Dalmore: 1265 King Alexander III (Scottish Highland Single Malt Whisky: No age statement: 40% ABV)

Visual: A thick deep bronzed ruby.

Viscosity: A mix of thick trails, which move quickly for the most part.

Nose: Eccles cake. Marzipan. Almonds and blue berries.  That marmalade touch. Light pencil shavings. Water makes for more orange shreds, black toffee and slight elderberry.

Body: Fruitcake mixed with red cherries and brandy cream. Dry oak. Vanilla and raisins.  Very smooth indeed. Water brings out spicy notes. Marmalade. Custard creams. Marzipan then treacle near the end. Milky chocolate and light fresh touch of lime.

Finish: Milk chocolate. Brandy cream, Marmalade. Plums. With water you get gentle mulling spices and raisins. Almonds. Oddly a touch of cucumber at times. Dry oak.

Conclusion: Call me a heretic if you must for saying this, but I prefer this over the Dalmore 40 Year Old.  Now that may seem extreme, but this whisky has so much going on. Its smooth as silk texture wise, but unlike the antediluvian expression its still manages to keep a good force to the flavour as well.

From first glance it impresses, with this deep colour that excites the eye.  When you get to the whisky itself it doesn’t disappoint on the Dalmore stand bys, you get the chocolate smoothness and marmalade lacings that are always such a joy.

However the many and varied finishes bring forth spice, raisins, then the smoothness of marzipan and almonds. These complex layers then fade out to the finish where the defiant remaining flavours float, clinging to their life and breathing flavour for a significant time after. The final elements to lave are the marzipan dry sweetness, an unusual yet welcome grace.

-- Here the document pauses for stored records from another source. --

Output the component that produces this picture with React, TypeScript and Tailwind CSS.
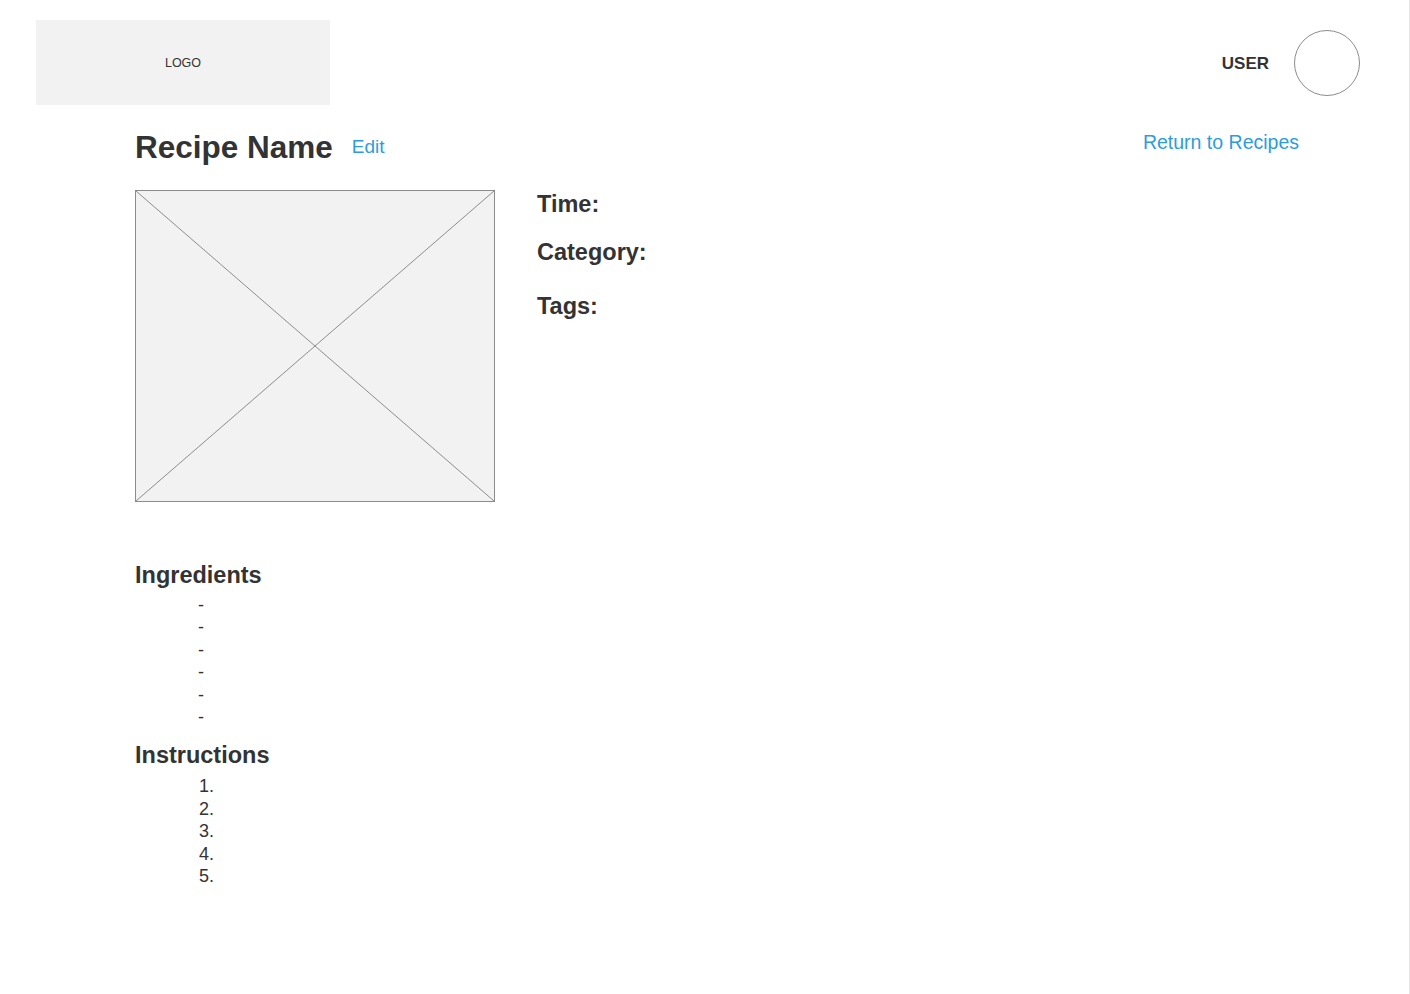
import React from 'react';

const ImagePlaceholder = () => (
  <div className="relative w-[360px] h-[312px] shrink-0 bg-[#f2f2f2] border border-[#8c8c8c]">
    <svg className="absolute inset-0 w-full h-full" viewBox="0 0 358 310" preserveAspectRatio="none">
      <line x1="0" y1="0" x2="358" y2="310" stroke="#8c8c8c" strokeWidth="1" />
      <line x1="358" y1="0" x2="0" y2="310" stroke="#8c8c8c" strokeWidth="1" />
    </svg>
  </div>
);

const Meta = ({ label, className }: { label: string; className: string }) => (
  <div className={`text-[23.5px] leading-[23px] font-bold text-[#333333] ${className}`}>{label}</div>
);

const App = () => {
  const ingredients = [1, 2, 3, 4, 5, 6];
  const steps = [1, 2, 3, 4, 5];

  return (
    <div
      className="min-h-screen bg-white border-r border-[#e6e6e6] text-[#333333]"
      style={{ fontFamily: '"Liberation Sans", Arial, sans-serif' }}
    >
      {/* header */}
      <div className="flex items-center justify-between pl-[36px] pr-[49px] pt-[20px]">
        <div className="w-[294px] h-[85px] bg-[#f2f2f2] flex items-center justify-center">
          <span className="text-[12.5px] leading-none mt-[1px]">LOGO</span>
        </div>
        <div className="flex items-center gap-[25px]">
          <span className="text-[17px] font-bold leading-none mt-[1px]">USER</span>
          <div className="w-[66px] h-[66px] rounded-full border border-[#8c8c8c]" />
        </div>
      </div>

      <div className="pl-[135px] pr-[110px]">
        {/* title row */}
        <div className="flex items-start justify-between mt-[26.5px]">
          <div className="flex items-start gap-[19px]">
            <h1 className="text-[31.5px] leading-[31px] font-bold">Recipe Name</h1>
            <a className="text-[19px] leading-[19px] text-[#2d9cdb] mt-[5.5px] cursor-pointer">Edit</a>
          </div>
          <a className="text-[19.5px] leading-[19.5px] text-[#2d9cdb] mt-[1px] cursor-pointer">Return to Recipes</a>
        </div>

        {/* image + meta */}
        <div className="flex items-start gap-[42px] mt-[27.5px]">
          <ImagePlaceholder />
          <div className="flex flex-col pt-[2.5px]">
            <Meta label="Time:" className="" />
            <Meta label="Category:" className="mt-[25px]" />
            <Meta label="Tags:" className="mt-[31px]" />
          </div>
        </div>

        {/* ingredients */}
        <h2 className="text-[23.5px] leading-[23px] font-bold mt-[61.5px]">Ingredients</h2>
        <ul className="pl-[63px] mt-[7px] text-[18px] leading-[22.6px]">
          {ingredients.map((i) => (
            <li key={i}>-</li>
          ))}
        </ul>

        {/* instructions */}
        <h2 className="text-[23.5px] leading-[23px] font-bold mt-[14.5px]">Instructions</h2>
        <ol className="pl-[64px] mt-[8.5px] text-[18px] leading-[22.5px]">
          {steps.map((n) => (
            <li key={n}>{n}.</li>
          ))}
        </ol>
      </div>
    </div>
  );
};

export default App;
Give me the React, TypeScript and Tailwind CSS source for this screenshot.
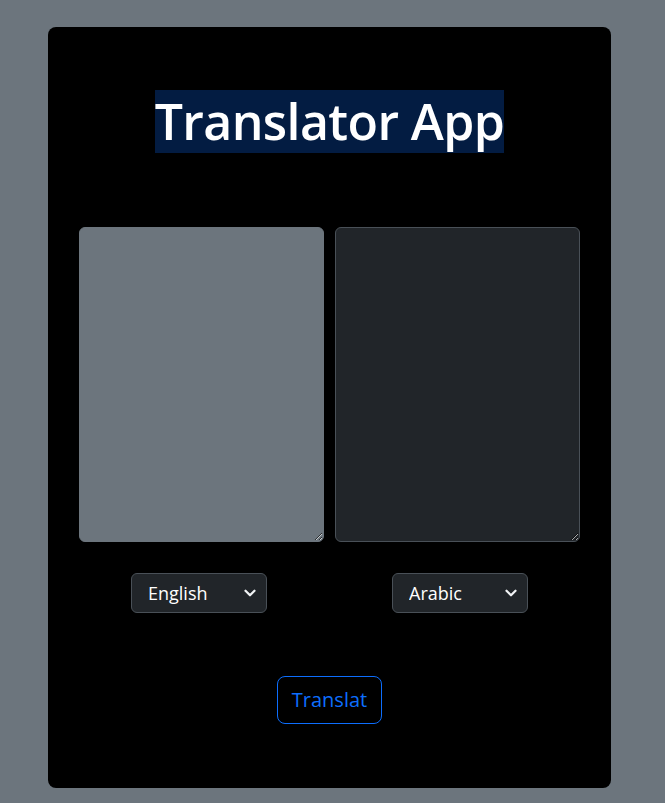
import { useState } from "react";

const langs = ["English", "Arabic", "French", "Spanish", "German"];

function LangSelect({ value, onChange }: { value: string; onChange: (v: string) => void }) {
  return (
    <div className="relative w-[136px]">
      <select
        value={value}
        onChange={(e) => onChange(e.target.value)}
        className="block h-[40px] w-full appearance-none rounded-[6px] border border-[#495057] bg-[#212529] pl-4 pr-9 text-[18px] text-white outline-none"
      >
        {langs.map((l) => (
          <option key={l}>{l}</option>
        ))}
      </select>
      <svg
        className="pointer-events-none absolute right-[11px] top-1/2 -translate-y-1/2"
        width="12"
        height="12"
        viewBox="0 0 16 16"
        fill="none"
        stroke="#f1f3f5"
        strokeWidth="3"
        strokeLinecap="round"
        strokeLinejoin="round"
      >
        <path d="m2 5 6 6 6-6" />
      </svg>
    </div>
  );
}

export default function App() {
  const [from, setFrom] = useState("English");
  const [to, setTo] = useState("Arabic");

  return (
    <div
      className="min-h-[803px] bg-[#6c757d] pt-[27px] pb-[15px]"
      style={{ fontFamily: '"Open Sans", "Noto Sans", sans-serif' }}
    >
      <div className="ml-[48px] flex h-[761px] w-[563px] flex-col items-center rounded-[8px] bg-black px-[31px] pt-[63px]">
        <h1 className="bg-[#031c42] text-[50px] font-semibold leading-[63px] tracking-[-0.6px] text-white">
          Translator App
        </h1>

        <div className="mt-[74px] grid w-full grid-cols-2 gap-[11px]">
          <textarea className="h-[315px] rounded-[6px] border border-[#6c757d] bg-[#6c757d] p-3 text-white outline-none" />
          <textarea className="h-[315px] rounded-[6px] border border-[#495057] bg-[#212529] p-3 text-white outline-none" />
        </div>

        <div className="mt-[31px] grid w-full grid-cols-2 gap-[11px]">
          <div className="flex justify-center pr-[5px]">
            <LangSelect value={from} onChange={setFrom} />
          </div>
          <div className="flex justify-center pl-[5px]">
            <LangSelect value={to} onChange={setTo} />
          </div>
        </div>

        <button className="mt-[63px] h-[48px] w-[105px] rounded-[8px] border border-[#0d6efd] text-[20px] text-[#0d6efd]">
          Translat
        </button>
      </div>
    </div>
  );
}
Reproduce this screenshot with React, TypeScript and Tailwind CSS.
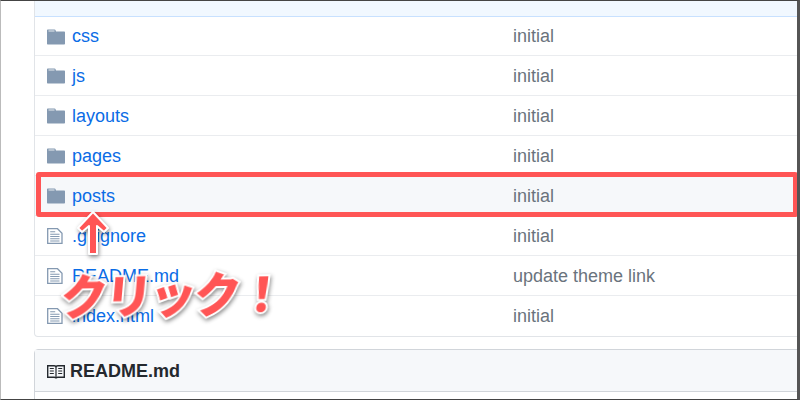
const rows = [
	{ name: "css", type: "dir", msg: "initial" },
	{ name: "js", type: "dir", msg: "initial" },
	{ name: "layouts", type: "dir", msg: "initial" },
	{ name: "pages", type: "dir", msg: "initial" },
	{ name: "posts", type: "dir", msg: "initial", active: true },
	{ name: ".gitignore", type: "file", msg: "initial" },
	{ name: "README.md", type: "file", msg: "update theme link" },
	{ name: "index.html", type: "file", msg: "initial" },
]

function FolderIcon() {
	return (
		<svg width="18" height="16" viewBox="0 0 18 16" className="shrink-0">
			<path
				d="M1 .5h6.500c.6 0 1 .4 1.200 1L9 2.500h8c.6 0 1 .4 1 1V14.500c0 .6-.4 1-1 1H1c-.6 0-1-.4-1-1V1.500c0-.6.4-1 1-1z"
				fill="#8499b1"
			/>
			<rect x="1.500" y="1.500" width="6" height="1" fill="#fff" opacity="0.8" />
		</svg>
	)
}

function FileIcon() {
	return (
		<svg width="18" height="16" viewBox="0 0 18 16" className="shrink-0">
			<path
				d="M.7.7h9.800l4.500 4.500v10.100H.7z"
				fill="none"
				stroke="#8499b1"
				strokeWidth="1.300"
			/>
			<path
				d="M3.200 6.200h9.300M3.200 8.500h9.300M3.200 10.800h9.300M3.200 13h9.300M3.200 3.800h5"
				stroke="#8499b1"
				strokeWidth="1.100"
			/>
		</svg>
	)
}

function BookIcon() {
	return (
		<svg width="18" height="16" viewBox="0 0 18 16" className="shrink-0">
			<path
				d="M.7 1.700h6.500c1 0 1.800.6 1.800 1.500 0-.9.800-1.500 1.800-1.500h6.500v11.600h-6.500c-1 0-1.800.5-1.800 1.200 0-.7-.8-1.200-1.800-1.200H.7z"
				fill="none"
				stroke="#24292e"
				strokeWidth="1.400"
			/>
			<path
				d="M9 3v11M2.800 4.500h4M2.800 7h4M2.800 9.500h4M11.200 4.500h4M11.200 7h4M11.200 9.500h4"
				stroke="#24292e"
				strokeWidth="1.200"
			/>
		</svg>
	)
}

export default function App() {
	return (
		<div className="relative h-[400px] w-[800px] overflow-hidden border-t border-b border-l border-r-[3px] border-t-[#444] border-b-[#444] border-l-[#bbb] border-r-[#555] bg-white font-['Liberation_Sans',sans-serif] text-[18px]">
			<div className="ml-[33px] mr-[-20px]">
				<div className="rounded-b border border-t-0 border-[#e1e4e8]">
					<div className="h-[16px] border-b border-[#c8e1ff] bg-[#f1f8ff]" />
					{rows.map((r, i) => (
						<div
							key={r.name}
							className={`flex items-center border-b border-[#eaecef] pt-px last:border-b-0 last:pt-0 ${
								i === 0 ? "h-[39px]" : "h-10"
							} ${r.active ? "bg-[#f6f8fa]" : ""}`}
						>
							<div className="flex w-[478px] items-center gap-[7px] pl-3">
								{r.type === "dir" ? <FolderIcon /> : <FileIcon />}
								<span className="text-[#0a6ce6]">{r.name}</span>
							</div>
							<span className="text-[#6a737d]">{r.msg}</span>
						</div>
					))}
				</div>
				<div className="mt-[12px] h-[60px] rounded-t border border-[#d1d5da]">
					<div className="flex h-[42px] items-center gap-[5px] border-b border-[#d1d5da] bg-[#f6f8fa] pt-[2px] pl-3">
						<BookIcon />
						<span className="font-bold text-[#24292e]">README.md</span>
					</div>
				</div>
			</div>

			{/* annotation overlay */}
			<div className="absolute left-[35px] top-[171px] h-[45px] w-[762px] rounded-[3px] border-[5px] border-[#ff5555]" />
			<svg
				width="40"
				height="50"
				viewBox="0 0 40 50"
				className="absolute left-[72px] top-[209px] drop-shadow-[1px_2px_2px_rgba(0,0,0,0.45)]"
			>
				<path
					d="M20 2 L35 18 L31 22 L24 16 L24 44 L16 44 L16 16 L9 22 L5 18 Z"
					fill="#ff5555"
					stroke="#fff"
					strokeWidth="2"
					strokeLinejoin="round"
				/>
			</svg>
			<div className="absolute left-[60px] top-[259px] origin-left -rotate-1 -skew-x-6 whitespace-nowrap font-['Noto_Sans_CJK_JP',sans-serif] text-[47px] leading-[70px] font-black tracking-[-2.500px] text-[#ff5555] [paint-order:stroke_fill] [-webkit-text-stroke:4px_#fff] drop-shadow-[1px_2px_2px_rgba(0,0,0,0.45)]">
				クリック！
			</div>
		</div>
	)
}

I had tried a few measures before doing this review, revisiting it over  a couple of days, yet despite that I still feel like I am just scraping the surface of what this whisky has to offer. Whilst the core notes remain the same each time, there always seems to be an improvised melody of flavour that surrounds them. From fruitiness to light oak, sweet dessert flavours or spice, it roams the full range.  Very much a whisky that deserves a full bottle rather than a measure.

To try and bring some feel of balance I will mention its minor flaws.  Near the end of the main body the almond flavour can become dominant, hiding the more subtle flavours. Also its heavy flavour can mean that after a measure of two you again lose some of the subtleties. Then again, for such a whisky you really should be savouring it rather than finishing a bottle in an evening.  Very minor points however. Also water weakens it just slightly I would say, the thickness and weight without makes for a more satisfying drink. Though if you have the chance to have more than one measure it does not hurt to see what difference it does make.

Richly complex, smooth and thick. Multi faceted and stylish. An amazing whisky.

Background: First drunk over a year ago at the London whisky show. Since then I have been trying to get my hands on a bottle.  It finally fell into my hands as a kind Christmas gift from my parents for which I thank them greatly.  I was trying to keep it sealed a tad longer, but G-LO helped twist my arm into breaking it open.  This whisky is mixed from malt which has been aged in (deep breath) Olorsos and Madeira butts, port and marsala woods, Bourbon barrels and Cabernet Sauvignon Barriques.   After which I can but presume it spent some time ageing in the kitchen sodding sink as that seems to be the only thing they have missed out.

Incidentally is it just me or does that display box just take the piss?